[Dataset records]
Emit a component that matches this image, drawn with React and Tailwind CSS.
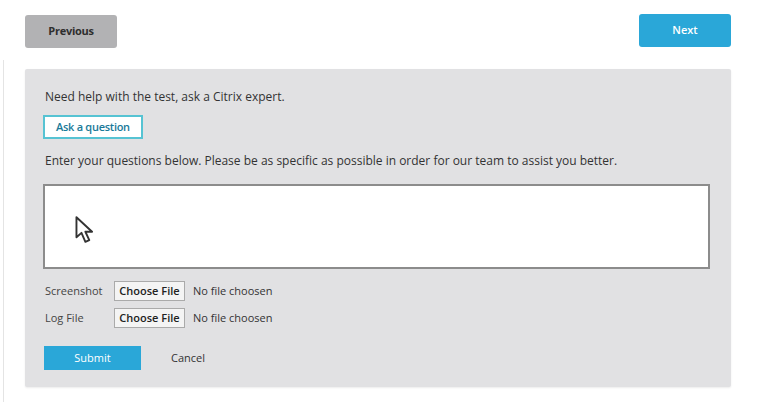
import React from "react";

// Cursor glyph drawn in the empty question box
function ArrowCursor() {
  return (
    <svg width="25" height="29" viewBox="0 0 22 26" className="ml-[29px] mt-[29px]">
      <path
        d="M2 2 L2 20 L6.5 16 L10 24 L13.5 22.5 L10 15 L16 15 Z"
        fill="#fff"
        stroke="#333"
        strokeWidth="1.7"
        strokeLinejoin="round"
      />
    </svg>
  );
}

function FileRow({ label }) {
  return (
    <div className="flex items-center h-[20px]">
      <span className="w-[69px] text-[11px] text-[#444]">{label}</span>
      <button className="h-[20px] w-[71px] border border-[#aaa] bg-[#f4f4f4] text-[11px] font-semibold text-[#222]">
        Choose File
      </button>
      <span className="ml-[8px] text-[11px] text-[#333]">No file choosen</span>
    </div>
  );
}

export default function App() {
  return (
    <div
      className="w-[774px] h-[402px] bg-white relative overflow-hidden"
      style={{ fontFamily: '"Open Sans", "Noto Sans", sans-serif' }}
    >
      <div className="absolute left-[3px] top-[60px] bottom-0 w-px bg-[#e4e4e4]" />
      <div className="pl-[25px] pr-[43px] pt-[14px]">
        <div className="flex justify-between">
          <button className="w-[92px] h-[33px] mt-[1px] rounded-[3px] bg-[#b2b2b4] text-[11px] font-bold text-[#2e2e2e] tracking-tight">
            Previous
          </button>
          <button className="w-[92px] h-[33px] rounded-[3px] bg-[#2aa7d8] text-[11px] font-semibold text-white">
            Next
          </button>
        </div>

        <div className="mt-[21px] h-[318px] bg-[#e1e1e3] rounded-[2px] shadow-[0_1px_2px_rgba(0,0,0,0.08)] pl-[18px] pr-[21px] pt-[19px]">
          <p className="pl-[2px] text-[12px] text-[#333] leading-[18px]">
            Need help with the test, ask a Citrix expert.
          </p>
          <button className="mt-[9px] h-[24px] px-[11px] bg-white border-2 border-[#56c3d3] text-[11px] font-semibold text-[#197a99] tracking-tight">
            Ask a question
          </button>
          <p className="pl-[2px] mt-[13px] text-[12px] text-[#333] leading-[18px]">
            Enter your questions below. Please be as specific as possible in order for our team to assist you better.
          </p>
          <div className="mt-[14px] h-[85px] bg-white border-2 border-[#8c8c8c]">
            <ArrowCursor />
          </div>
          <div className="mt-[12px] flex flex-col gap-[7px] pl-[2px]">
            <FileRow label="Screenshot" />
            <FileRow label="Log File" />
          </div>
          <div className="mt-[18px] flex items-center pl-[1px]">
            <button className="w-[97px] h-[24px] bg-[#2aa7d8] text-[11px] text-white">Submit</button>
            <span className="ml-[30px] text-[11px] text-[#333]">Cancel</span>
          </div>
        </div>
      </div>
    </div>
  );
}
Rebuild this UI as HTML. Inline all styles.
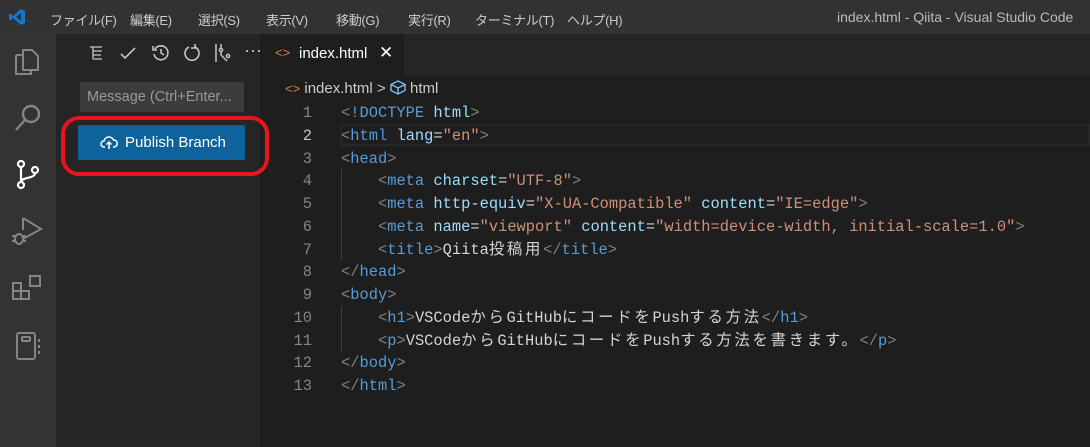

--- Problem description ---
Select and copy every line of the material that holds the string "drawn".

--- Task output ---
Emit a component that matches this image, drawn with React and Tailwind CSS.
// Cursor glyph drawn in the empty question box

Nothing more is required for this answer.